The groundbreaking four-year competition (2004-2008) gave 17 universities in North America an opportunity to participate in hands-on research and development with leading-edge automotive propulsion, fuels, materials, and emissions-control technologies.

During the competition, students were challenged to re-engineer a 2005 Chevrolet Equinox to minimize energy consumption, emissions, and greenhouse gases while maintaining or exceeding the stock vehicle’s utility and performance. Using a development process modeled after GM’s Vehicle Development Process, teams gained valuable experience in real-world engineering practices. Participating teams were provided with a variety of resources to help achieve their objectives, including technical support and mentoring from General Motors and other sponsors. Each team also received $10,000 in seed money and were eligible to receive additional production parts, software, and hardware from competition-level sponsors.
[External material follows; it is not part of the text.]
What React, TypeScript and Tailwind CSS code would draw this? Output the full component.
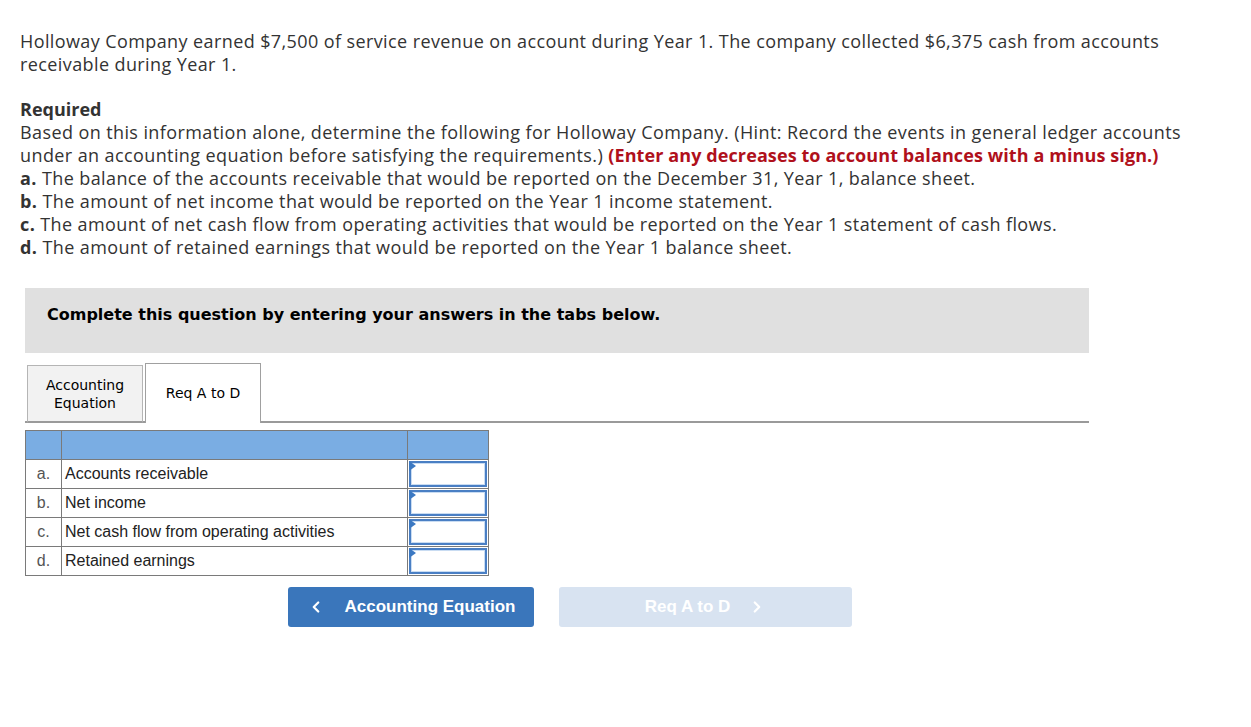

Year One (2004-2005) focused on modeling, simulation, and testing of the advanced powertrain and vehicle subsystems selected by each school. Students used computer-based math modeling tools to objectively compare and select the advanced technologies to be used for their overall design. Teams also developed and used rapid prototyping and hardware-in-the-loop (HIL) tools to validate their models and control systems. The Year One competition was held at GM University and GM’s Milford Proving Grounds, where teams showcased their design efforts.

During Year Two (2005-2006), teams developed and integrated their advanced powertrain and subsystems into the donated vehicle. This year was often dubbed the ‘mule’ vehicle build year since teams had to get to a 65% buy-off stage. The year-end competition was held at General Motors Desert Proving Grounds in Mesa, Arizona and featured an extensive set of vehicle dynamic events including braking, handling, acceleration, fuel economy, drive quality, and trailer towing performance. Teams were also judged through technical design presentations and written reports.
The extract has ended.